+++ Data rows

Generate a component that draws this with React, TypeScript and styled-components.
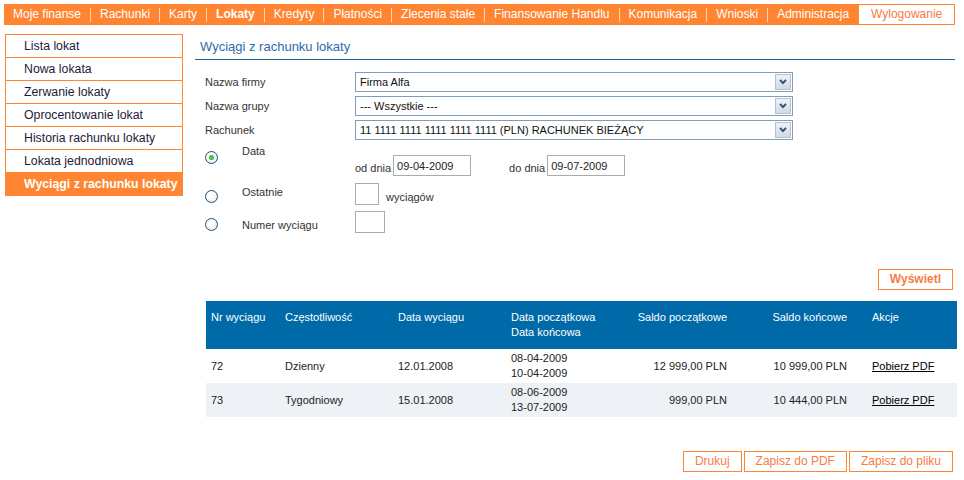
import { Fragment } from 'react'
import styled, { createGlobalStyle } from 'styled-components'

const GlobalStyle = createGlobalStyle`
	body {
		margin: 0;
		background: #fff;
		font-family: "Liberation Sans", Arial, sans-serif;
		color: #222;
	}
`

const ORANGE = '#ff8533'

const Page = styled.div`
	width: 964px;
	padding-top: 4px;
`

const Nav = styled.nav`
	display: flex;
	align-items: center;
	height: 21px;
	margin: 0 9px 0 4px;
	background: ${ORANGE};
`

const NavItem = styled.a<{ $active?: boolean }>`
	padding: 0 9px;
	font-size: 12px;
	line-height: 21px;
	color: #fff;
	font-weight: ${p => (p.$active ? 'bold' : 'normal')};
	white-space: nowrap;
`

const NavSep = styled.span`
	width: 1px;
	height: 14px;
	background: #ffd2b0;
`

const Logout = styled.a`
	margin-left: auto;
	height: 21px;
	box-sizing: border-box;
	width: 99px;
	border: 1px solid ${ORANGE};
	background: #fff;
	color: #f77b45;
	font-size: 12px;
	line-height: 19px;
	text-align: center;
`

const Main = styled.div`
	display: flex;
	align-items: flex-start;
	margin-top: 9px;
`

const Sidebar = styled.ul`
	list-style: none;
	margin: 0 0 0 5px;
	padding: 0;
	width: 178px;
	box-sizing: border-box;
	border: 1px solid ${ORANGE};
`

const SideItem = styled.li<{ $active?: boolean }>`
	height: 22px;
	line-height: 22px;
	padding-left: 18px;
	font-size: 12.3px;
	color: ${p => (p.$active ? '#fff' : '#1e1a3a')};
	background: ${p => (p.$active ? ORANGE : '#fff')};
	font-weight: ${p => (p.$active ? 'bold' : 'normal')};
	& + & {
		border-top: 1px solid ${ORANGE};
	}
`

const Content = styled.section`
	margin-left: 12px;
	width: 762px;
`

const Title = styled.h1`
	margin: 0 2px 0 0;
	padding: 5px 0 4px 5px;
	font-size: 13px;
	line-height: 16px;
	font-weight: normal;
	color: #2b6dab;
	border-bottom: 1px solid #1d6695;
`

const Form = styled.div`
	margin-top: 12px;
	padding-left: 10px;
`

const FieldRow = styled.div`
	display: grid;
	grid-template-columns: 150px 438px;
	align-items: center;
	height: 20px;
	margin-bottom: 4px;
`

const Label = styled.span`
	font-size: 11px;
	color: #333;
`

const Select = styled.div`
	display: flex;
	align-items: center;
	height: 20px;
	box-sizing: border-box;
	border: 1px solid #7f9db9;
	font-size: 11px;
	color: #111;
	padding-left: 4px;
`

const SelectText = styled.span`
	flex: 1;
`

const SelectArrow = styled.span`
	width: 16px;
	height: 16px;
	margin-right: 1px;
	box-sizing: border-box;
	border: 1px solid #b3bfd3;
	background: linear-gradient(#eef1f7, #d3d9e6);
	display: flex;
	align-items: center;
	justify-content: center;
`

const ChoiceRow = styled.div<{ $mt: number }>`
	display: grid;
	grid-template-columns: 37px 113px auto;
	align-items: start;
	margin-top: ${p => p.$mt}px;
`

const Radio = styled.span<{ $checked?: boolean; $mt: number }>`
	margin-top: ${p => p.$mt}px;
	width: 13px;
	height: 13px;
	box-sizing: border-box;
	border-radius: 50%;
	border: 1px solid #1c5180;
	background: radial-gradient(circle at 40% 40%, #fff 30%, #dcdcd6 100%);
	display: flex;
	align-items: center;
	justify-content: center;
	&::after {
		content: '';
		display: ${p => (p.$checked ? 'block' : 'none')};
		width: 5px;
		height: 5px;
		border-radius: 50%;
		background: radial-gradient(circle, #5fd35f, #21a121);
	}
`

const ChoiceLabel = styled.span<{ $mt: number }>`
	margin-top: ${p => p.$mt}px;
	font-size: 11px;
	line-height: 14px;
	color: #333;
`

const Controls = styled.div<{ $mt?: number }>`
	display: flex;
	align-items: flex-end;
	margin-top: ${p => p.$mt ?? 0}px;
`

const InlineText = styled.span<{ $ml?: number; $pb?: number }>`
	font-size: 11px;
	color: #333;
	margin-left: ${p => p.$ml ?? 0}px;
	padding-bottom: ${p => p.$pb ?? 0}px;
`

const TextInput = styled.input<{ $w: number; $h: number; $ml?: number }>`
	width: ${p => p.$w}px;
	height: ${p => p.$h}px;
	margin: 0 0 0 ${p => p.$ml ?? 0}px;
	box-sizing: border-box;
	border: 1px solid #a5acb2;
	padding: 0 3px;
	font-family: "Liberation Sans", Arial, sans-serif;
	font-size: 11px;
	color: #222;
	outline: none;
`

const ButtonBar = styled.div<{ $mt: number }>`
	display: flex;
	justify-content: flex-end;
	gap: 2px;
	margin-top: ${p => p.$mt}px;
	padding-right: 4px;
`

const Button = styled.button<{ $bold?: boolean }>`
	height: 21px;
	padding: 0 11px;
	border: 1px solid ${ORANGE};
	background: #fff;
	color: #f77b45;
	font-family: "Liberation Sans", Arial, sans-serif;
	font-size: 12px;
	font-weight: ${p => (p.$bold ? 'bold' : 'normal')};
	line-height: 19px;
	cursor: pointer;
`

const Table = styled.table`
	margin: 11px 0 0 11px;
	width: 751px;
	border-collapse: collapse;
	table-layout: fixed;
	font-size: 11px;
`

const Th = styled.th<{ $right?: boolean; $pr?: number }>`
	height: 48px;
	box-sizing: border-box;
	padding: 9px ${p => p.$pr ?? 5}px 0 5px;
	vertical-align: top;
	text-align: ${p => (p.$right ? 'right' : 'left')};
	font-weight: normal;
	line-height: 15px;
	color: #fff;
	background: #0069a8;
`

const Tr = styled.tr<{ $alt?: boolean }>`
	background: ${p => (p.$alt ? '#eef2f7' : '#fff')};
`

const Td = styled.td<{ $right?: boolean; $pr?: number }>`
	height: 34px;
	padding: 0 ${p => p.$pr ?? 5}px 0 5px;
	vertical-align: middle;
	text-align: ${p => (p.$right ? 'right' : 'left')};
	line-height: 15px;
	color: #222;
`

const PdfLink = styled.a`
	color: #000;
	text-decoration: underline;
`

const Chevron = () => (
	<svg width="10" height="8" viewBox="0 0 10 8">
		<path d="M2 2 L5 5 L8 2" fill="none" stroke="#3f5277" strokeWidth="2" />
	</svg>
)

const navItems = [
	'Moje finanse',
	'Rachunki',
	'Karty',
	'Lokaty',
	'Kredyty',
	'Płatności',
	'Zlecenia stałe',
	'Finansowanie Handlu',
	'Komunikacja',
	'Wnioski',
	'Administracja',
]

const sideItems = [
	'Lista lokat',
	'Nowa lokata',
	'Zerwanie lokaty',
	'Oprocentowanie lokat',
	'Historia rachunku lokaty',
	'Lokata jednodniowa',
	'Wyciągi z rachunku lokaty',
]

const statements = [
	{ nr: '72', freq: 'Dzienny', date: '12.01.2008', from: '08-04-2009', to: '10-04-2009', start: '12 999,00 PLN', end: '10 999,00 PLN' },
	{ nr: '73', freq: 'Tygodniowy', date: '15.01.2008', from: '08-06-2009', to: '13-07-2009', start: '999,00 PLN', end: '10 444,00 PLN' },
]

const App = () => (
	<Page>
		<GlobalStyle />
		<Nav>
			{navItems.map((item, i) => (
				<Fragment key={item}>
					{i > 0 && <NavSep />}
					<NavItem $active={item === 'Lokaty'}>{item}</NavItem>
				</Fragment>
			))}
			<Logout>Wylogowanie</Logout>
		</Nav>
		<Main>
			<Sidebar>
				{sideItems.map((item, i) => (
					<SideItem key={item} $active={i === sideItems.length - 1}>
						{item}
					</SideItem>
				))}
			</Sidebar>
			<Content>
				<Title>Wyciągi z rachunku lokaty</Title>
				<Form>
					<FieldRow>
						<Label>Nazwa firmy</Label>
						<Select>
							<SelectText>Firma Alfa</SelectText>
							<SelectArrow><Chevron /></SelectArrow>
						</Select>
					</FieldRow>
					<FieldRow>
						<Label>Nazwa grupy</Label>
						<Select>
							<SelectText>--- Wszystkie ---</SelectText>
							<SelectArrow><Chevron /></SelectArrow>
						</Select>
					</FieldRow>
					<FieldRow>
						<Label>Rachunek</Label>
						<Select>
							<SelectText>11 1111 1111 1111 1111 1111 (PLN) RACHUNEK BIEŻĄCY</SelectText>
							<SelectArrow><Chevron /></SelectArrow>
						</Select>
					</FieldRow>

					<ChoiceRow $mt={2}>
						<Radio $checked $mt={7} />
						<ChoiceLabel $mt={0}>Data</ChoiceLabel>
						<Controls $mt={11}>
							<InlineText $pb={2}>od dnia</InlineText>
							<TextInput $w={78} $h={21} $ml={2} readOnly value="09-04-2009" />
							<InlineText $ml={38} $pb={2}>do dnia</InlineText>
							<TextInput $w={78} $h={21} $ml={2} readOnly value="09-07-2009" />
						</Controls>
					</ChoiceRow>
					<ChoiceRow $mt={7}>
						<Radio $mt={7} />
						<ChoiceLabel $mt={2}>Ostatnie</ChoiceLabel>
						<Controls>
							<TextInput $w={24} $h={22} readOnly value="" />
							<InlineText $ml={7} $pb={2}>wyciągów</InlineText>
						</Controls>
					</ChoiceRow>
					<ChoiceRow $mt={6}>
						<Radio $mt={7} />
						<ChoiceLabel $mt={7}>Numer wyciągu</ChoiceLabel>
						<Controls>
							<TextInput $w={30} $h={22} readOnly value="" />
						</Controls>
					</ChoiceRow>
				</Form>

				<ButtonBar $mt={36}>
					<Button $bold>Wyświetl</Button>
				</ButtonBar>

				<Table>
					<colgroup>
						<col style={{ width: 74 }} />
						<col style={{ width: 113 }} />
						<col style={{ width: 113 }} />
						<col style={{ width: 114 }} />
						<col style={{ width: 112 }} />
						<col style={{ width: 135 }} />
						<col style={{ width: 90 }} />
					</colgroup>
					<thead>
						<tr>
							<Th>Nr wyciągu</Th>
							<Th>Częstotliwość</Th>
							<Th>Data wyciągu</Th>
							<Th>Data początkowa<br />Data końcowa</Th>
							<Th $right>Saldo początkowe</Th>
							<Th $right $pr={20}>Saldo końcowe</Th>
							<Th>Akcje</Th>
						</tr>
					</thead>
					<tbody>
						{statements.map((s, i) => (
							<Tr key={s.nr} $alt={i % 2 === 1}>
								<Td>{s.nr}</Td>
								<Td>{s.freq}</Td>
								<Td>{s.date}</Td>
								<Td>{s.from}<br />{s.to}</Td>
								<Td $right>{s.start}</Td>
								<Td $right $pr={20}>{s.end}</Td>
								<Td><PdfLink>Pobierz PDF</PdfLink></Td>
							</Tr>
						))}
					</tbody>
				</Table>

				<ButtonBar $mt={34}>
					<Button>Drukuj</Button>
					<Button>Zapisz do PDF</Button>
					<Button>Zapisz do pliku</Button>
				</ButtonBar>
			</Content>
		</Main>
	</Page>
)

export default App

++++++
+++ Data rows

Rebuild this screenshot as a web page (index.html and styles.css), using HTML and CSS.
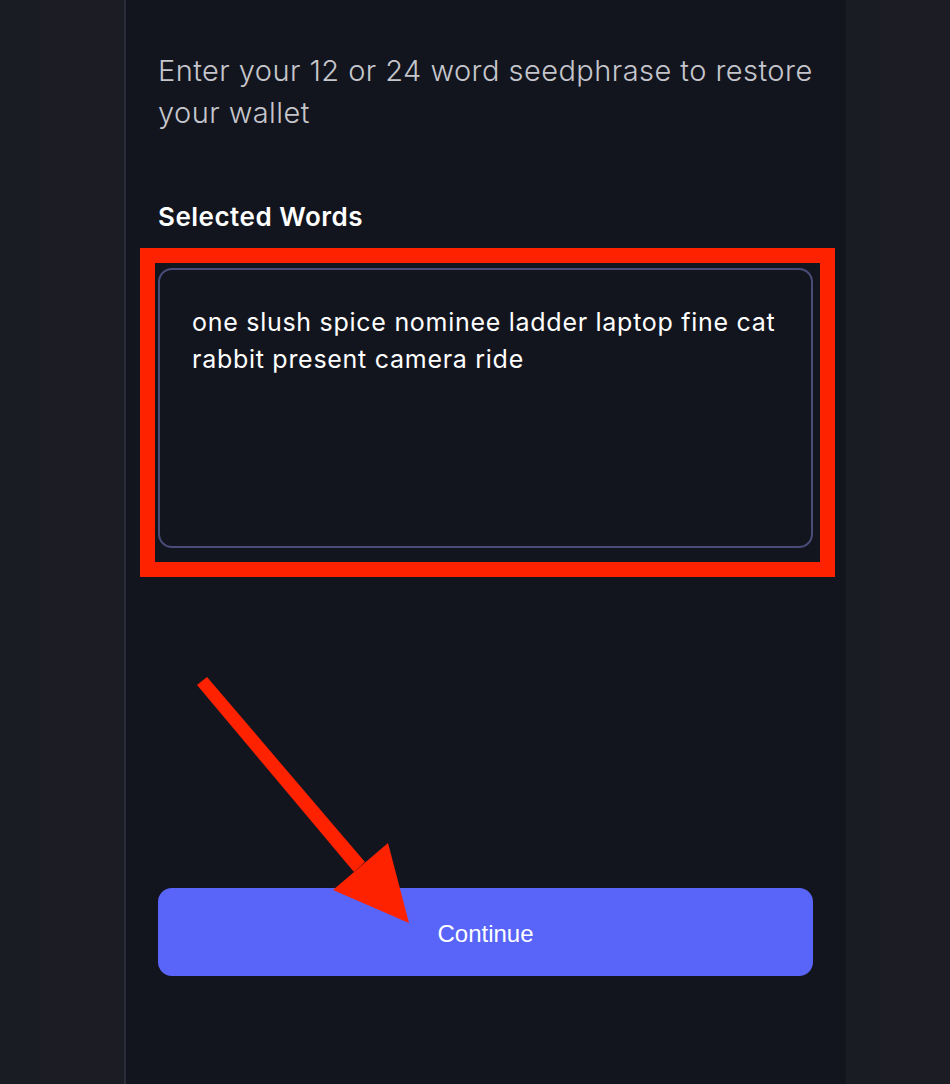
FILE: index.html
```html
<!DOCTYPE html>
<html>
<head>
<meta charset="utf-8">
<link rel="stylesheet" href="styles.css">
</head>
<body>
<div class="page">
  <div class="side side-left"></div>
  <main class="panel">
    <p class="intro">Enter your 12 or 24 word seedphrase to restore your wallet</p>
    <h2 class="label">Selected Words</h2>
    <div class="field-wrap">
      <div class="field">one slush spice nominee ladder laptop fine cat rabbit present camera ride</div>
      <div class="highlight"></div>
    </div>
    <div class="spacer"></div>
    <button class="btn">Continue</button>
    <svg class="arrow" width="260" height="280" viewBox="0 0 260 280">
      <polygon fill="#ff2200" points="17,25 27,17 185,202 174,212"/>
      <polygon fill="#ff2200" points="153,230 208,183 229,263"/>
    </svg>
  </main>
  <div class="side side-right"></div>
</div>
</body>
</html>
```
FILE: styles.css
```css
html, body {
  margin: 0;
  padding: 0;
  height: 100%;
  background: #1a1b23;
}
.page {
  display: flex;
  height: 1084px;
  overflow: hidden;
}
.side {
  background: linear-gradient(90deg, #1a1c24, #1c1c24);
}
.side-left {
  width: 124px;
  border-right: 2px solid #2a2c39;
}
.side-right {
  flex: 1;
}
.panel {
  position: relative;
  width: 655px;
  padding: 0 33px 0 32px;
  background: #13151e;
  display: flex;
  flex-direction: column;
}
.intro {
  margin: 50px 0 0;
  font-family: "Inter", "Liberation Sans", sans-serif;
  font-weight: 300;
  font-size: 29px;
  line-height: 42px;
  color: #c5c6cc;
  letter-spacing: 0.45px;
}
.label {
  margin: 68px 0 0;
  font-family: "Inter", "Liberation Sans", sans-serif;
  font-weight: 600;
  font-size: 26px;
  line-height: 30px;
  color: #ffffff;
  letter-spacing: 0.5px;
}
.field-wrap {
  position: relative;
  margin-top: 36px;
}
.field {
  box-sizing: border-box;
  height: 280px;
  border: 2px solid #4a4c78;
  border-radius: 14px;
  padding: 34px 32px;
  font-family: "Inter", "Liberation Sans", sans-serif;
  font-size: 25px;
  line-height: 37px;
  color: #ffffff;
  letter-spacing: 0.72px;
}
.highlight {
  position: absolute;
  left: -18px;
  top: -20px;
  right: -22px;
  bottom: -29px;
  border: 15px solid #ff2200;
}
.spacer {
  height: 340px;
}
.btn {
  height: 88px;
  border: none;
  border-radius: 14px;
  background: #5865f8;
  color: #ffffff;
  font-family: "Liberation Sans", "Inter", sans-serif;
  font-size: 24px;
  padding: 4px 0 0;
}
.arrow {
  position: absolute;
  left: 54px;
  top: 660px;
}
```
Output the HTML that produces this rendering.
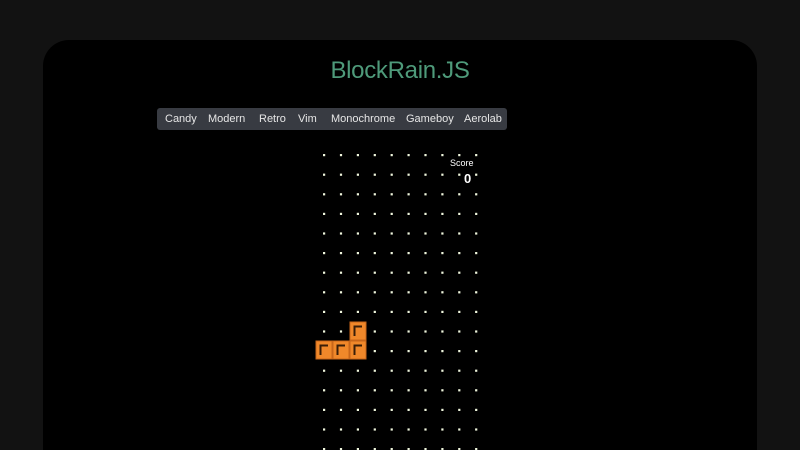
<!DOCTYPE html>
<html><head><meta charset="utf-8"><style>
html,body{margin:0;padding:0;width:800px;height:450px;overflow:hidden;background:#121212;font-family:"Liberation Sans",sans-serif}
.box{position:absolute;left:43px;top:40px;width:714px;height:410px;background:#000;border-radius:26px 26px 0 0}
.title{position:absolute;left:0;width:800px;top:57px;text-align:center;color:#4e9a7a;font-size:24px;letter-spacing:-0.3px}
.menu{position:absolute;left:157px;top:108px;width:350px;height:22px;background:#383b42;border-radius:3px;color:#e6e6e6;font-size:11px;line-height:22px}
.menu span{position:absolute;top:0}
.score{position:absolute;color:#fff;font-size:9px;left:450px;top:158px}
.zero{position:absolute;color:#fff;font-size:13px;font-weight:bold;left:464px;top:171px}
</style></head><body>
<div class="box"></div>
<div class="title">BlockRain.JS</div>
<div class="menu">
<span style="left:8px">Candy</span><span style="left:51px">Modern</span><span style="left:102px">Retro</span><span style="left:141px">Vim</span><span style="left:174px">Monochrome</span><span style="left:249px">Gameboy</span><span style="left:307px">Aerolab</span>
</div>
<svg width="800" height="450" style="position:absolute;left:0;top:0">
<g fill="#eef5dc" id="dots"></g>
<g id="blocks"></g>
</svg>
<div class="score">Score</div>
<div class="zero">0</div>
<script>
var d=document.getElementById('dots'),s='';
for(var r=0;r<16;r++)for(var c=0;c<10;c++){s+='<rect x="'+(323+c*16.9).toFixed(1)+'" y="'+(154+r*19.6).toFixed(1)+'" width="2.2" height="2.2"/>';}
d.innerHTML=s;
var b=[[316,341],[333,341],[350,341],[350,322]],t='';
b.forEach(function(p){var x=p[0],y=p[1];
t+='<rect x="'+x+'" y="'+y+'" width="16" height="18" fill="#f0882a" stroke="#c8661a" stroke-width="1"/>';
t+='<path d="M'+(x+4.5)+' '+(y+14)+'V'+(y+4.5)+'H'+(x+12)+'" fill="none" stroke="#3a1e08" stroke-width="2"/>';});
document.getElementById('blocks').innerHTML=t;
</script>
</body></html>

++++++

Problem to solve
Gather each line of the records holding the string "this".

Answer to the problem
Generate a component that draws this with React, TypeScript and styled-components.
Rebuild this screenshot as a web page (index.html and styles.css), using HTML and CSS.
Output the HTML that produces this rendering.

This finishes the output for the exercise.